Homes rely on specialized equipment to maintain comfortable indoor temperatures throughout the year. Air conditioners (ACs) and heat pumps (HPs) are the two primary systems used for this purpose, and they often appear identical from the outside. Both devices are designed to manage the thermal energy within a structure, and they share a fundamental mechanism for achieving cooling. The confusion between the two is understandable, as a heat pump performs the exact same cooling function as a standard air conditioner. However, a single mechanical modification separates the two, granting the heat pump a far greater range of functionality.
The Shared Refrigeration Cycle
The similarity between a heat pump and an air conditioner stems from their reliance on the vapor compression cycle, which is a method of moving thermal energy rather than creating it. Both systems contain four main components: a compressor, an expansion valve, and two heat exchanger coils, one inside the house and one outside. When operating in cooling mode, the process begins as liquid refrigerant absorbs heat from the indoor air as it passes through the indoor coil, causing the refrigerant to evaporate into a low-pressure gas. This phase change is what cools the air that is then circulated back into the home.
The low-pressure, warm gas then travels to the compressor, where its pressure and temperature are significantly increased. This superheated, high-pressure gas is then pumped to the outdoor coil, which acts as the condenser. As the refrigerant releases its heat to the cooler outdoor air, it condenses back into a high-pressure liquid. Finally, the liquid moves through the expansion valve, which drastically lowers its pressure and temperature, preparing it to re-enter the indoor coil to start the heat absorption cycle again. This continuous loop effectively pumps heat from the interior of the home to the exterior environment.

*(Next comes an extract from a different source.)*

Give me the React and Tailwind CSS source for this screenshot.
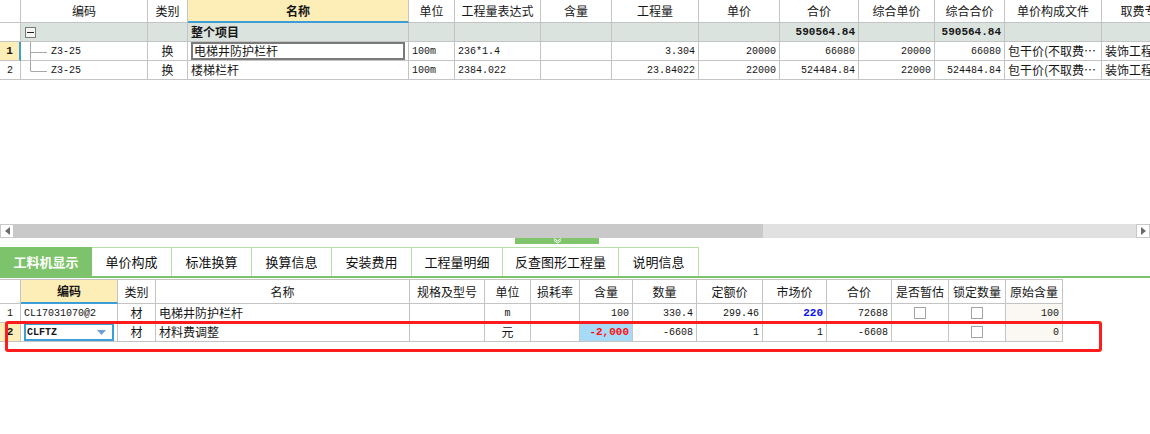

The Critical Mechanical Difference
The difference between a cooling-only air conditioner and a heat pump can be traced to a single, specialized component known as the reversing valve, often called a four-way valve. This valve is situated within the heat pump’s outdoor unit, close to the compressor, and is absent in a conventional cooling-only AC system. It functions as a fluid traffic controller, which is its sole purpose within the system. The valve works by using a solenoid, which is an electromagnetically controlled piston, to physically slide and reroute the flow of the hot, high-pressure refrigerant gas.

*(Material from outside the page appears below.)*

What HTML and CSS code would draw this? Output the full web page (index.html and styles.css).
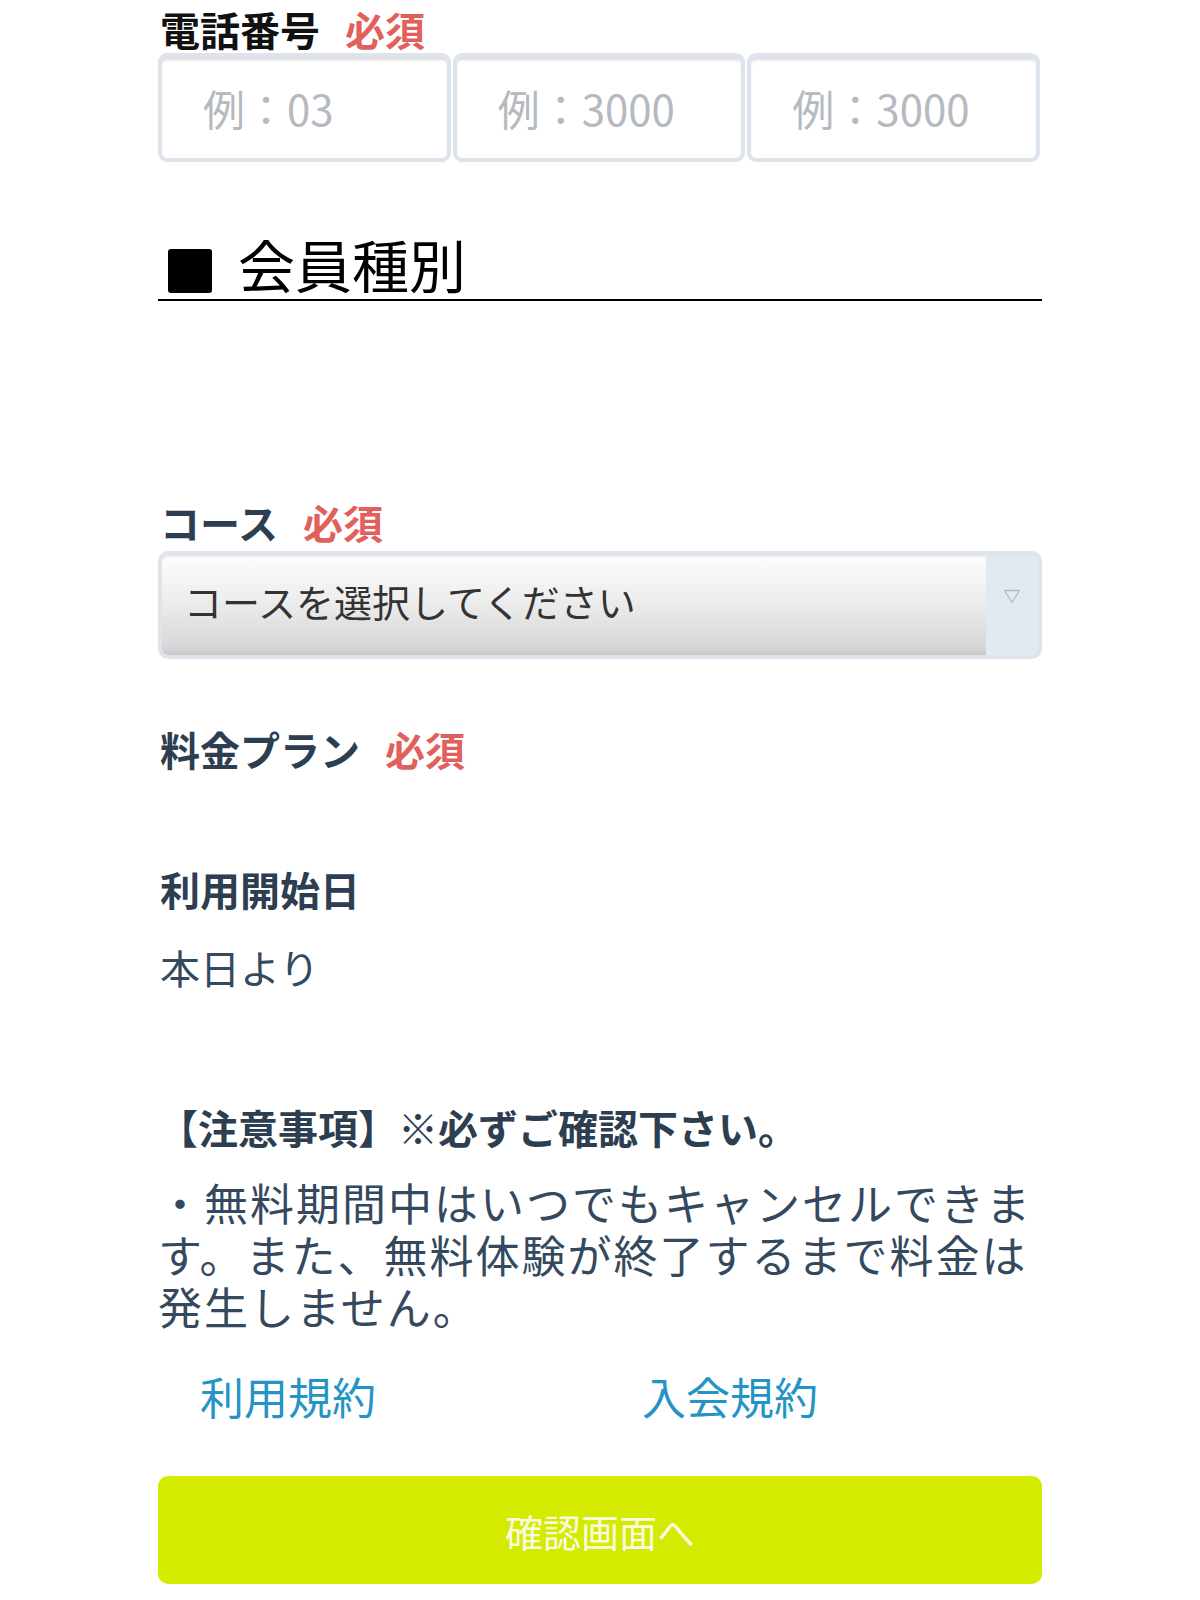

The presence of the reversing valve allows the heat pump to alter the path of the refrigerant leaving the compressor. In cooling mode, the valve directs the hot gas to the outdoor coil, which acts as the condenser, to release heat outside. When the system is switched to heating mode, the valve simply redirects the flow of the hot gas toward the indoor coil instead. This simple rerouting is the physical hardware distinction that enables the heat pump’s dual-functionality.
Operating in Heating Mode
The ability of the reversing valve to redirect the high-pressure refrigerant fundamentally changes the function of the indoor and outdoor coils. In the heating mode, the outdoor coil, which was previously the condenser, transforms into the evaporator, and the indoor coil becomes the condenser. The refrigerant now absorbs low-grade heat from the exterior air, even when the outdoor temperature is quite cold, because the refrigerant’s boiling point is extremely low. This absorbed heat is then compressed to a higher temperature before being pumped inside.

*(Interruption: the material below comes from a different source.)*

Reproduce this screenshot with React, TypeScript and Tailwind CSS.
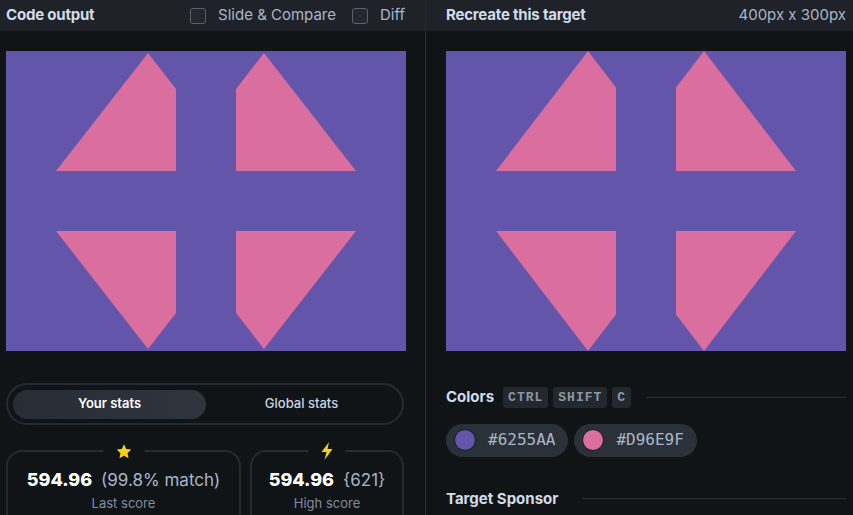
import type { ReactNode } from "react";

const PURPLE = "#6255AA";
const PINK = "#D96E9F";

function Artwork({ apex }: { apex: number }) {
  // apex is the top gap of the triangles (0 for target, 2 for the output)
  const top = apex;
  const bot = 300 - apex;
  const cut = apex + ((120 - apex) * 28) / 92;
  return (
    <svg width="400" height="300" viewBox="0 0 400 300" className="block">
      <rect width="400" height="300" fill={PURPLE} />
      <polygon points={`50,120 142,${top} 170,${cut} 170,120`} fill={PINK} />
      <polygon points={`230,120 230,${cut} 258,${top} 350,120`} fill={PINK} />
      <polygon points={`50,180 170,180 170,${300 - cut} 142,${bot}`} fill={PINK} />
      <polygon points={`230,180 350,180 258,${bot} 230,${300 - cut}`} fill={PINK} />
    </svg>
  );
}

function Checkbox({ label }: { label: string }) {
  return (
    <label className="flex items-center gap-[12px]">
      <span className="h-[16px] w-[16px] rounded-[3px] border border-[#5a606a] bg-[#24282e]" />
      <span className="text-[15px] text-[#a9b6c8]">{label}</span>
    </label>
  );
}

function StatCard({
  icon,
  value,
  extra,
  label,
  className,
}: {
  icon: ReactNode;
  value: string;
  extra: string;
  label: string;
  className: string;
}) {
  return (
    <div className={`relative h-[80px] rounded-[16px] border-2 border-[#262b32] ${className}`}>
      <div className="absolute left-1/2 top-[-12px] flex h-[22px] -translate-x-1/2 items-center justify-center bg-[#111417] px-[12px]">
        {icon}
      </div>
      <div className="flex flex-col items-center pt-[14px]">
        <div className="flex items-baseline gap-[9px]">
          <span className="text-[18px] font-extrabold text-white">{value}</span>
          <span className="text-[17px] text-[#a9b6c8]">{extra}</span>
        </div>
        <div className="text-[13px] text-[#7f8da0]">{label}</div>
      </div>
    </div>
  );
}

function Star() {
  return (
    <svg width="17" height="17" viewBox="0 0 24 24">
      <path
        d="M12 1.8l3.1 6.6 7.2.9-5.3 5 1.4 7.1L12 17.9l-6.4 3.5 1.4-7.1-5.3-5 7.2-.9z"
        fill="#f7d01c"
      />
    </svg>
  );
}

function Bolt() {
  return (
    <svg width="13" height="18" viewBox="0 0 13 18">
      <path d="M8.5 0L1 10h5l-2 8 8-11H7l1.5-7z" fill="#f7d01c" />
    </svg>
  );
}

function Kbd({ children }: { children: ReactNode }) {
  return (
    <span className="rounded-[3px] bg-[#23282e] px-[5px] py-[1px] font-['Liberation_Mono',monospace] text-[13px] font-bold tracking-[1px] text-[#8d97a4]">
      {children}
    </span>
  );
}

function ColorChip({ color }: { color: string }) {
  return (
    <div className="flex h-[33px] items-center gap-[12px] rounded-full bg-[#2a3139] pl-[8px] pr-[13px]">
      <span
        className="h-[22px] w-[22px] rounded-full border border-[#14171b]"
        style={{ backgroundColor: color }}
      />
      <span className="font-['DejaVu_Sans_Mono',monospace] text-[16px] text-[#a9b6c8]">{color}</span>
    </div>
  );
}

export default function App() {
  return (
    <div className="flex h-[515px] w-[853px] overflow-hidden bg-[#111417] font-['Inter',sans-serif]">
      {/* left: code output */}
      <div className="flex w-[426px] shrink-0 flex-col border-r border-[#262b31]">
        <header className="flex h-[31px] shrink-0 items-center bg-[#1f2329] pl-[6px] pr-[20px]">
          <h2 className="text-[15px] font-bold tracking-[-0.2px] text-[#d2dcea]">Code output</h2>
          <div className="ml-auto flex items-center gap-[16px]">
            <Checkbox label="Slide & Compare" />
            <Checkbox label="Diff" />
          </div>
        </header>
        <div className="shrink-0 px-[6px] pt-[20px]">
          <Artwork apex={2} />
        </div>
        <div className="shrink-0 px-[6px] pt-[32px]">
          <div className="flex h-[42px] w-[398px] items-center rounded-full border-2 border-[#262b32] p-[5px]">
            <button className="h-[29px] w-[193px] rounded-full bg-gradient-to-r from-[#262d35] to-[#2e353d] text-[13px] font-semibold text-white">
              Your stats
            </button>
            <button className="h-[29px] flex-1 text-[13px] font-medium text-[#c9d4e2]">Global stats</button>
          </div>
          <div className="mt-[25px] flex gap-[9px]">
            <StatCard
              className="w-[235px] shrink-0"
              icon={<Star />}
              value="594.96"
              extra="(99.8% match)"
              label="Last score"
            />
            <StatCard
              className="w-[154px] shrink-0"
              icon={<Bolt />}
              value="594.96"
              extra="{621}"
              label="High score"
            />
          </div>
        </div>
      </div>

      {/* right: target */}
      <div className="flex flex-1 flex-col">
        <header className="flex h-[31px] shrink-0 items-center bg-[#1f2329] pl-[20px] pr-[7px]">
          <h2 className="text-[15px] font-bold tracking-[-0.2px] text-[#d2dcea]">Recreate this target</h2>
          <span className="ml-auto text-[15px] text-[#a9b6c8]">400px x 300px</span>
        </header>
        <div className="shrink-0 pl-[20px] pt-[20px]">
          <Artwork apex={0} />
        </div>
        <div className="pl-[20px] pr-[7px] pt-[35px]">
          <div className="flex items-center">
            <h3 className="text-[15px] font-bold text-[#d2dcea]">Colors</h3>
            <div className="ml-[9px] flex gap-[5px]">
              <Kbd>CTRL</Kbd>
              <Kbd>SHIFT</Kbd>
              <Kbd>C</Kbd>
            </div>
            <div className="ml-[15px] h-px flex-1 bg-[#2a2f36]" />
          </div>
          <div className="mt-[15px] flex gap-[6px]">
            <ColorChip color="#6255AA" />
            <ColorChip color="#D96E9F" />
          </div>
          <div className="mt-[31px] flex items-center">
            <h3 className="text-[15px] font-bold text-[#d2dcea]">Target Sponsor</h3>
            <div className="ml-[24px] h-px flex-1 bg-[#2a2f36]" />
          </div>
        </div>
      </div>
    </div>
  );
}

The indoor coil, now acting as the condenser, releases the high-temperature heat into the home’s air as the refrigerant condenses back into a liquid. This process of extracting thermal energy from the outside and transferring it indoors is highly efficient because the system is moving existing heat rather than generating it from scratch. This heat transfer mechanism is a significant contrast to traditional electric resistance heating, which converts electricity directly into thermal energy with a Coefficient of Performance (COP) of 1.0. Heat pumps, by moving heat, can achieve a COP of 3.0 or higher, meaning they deliver significantly more thermal energy into the home than the electrical energy they consume.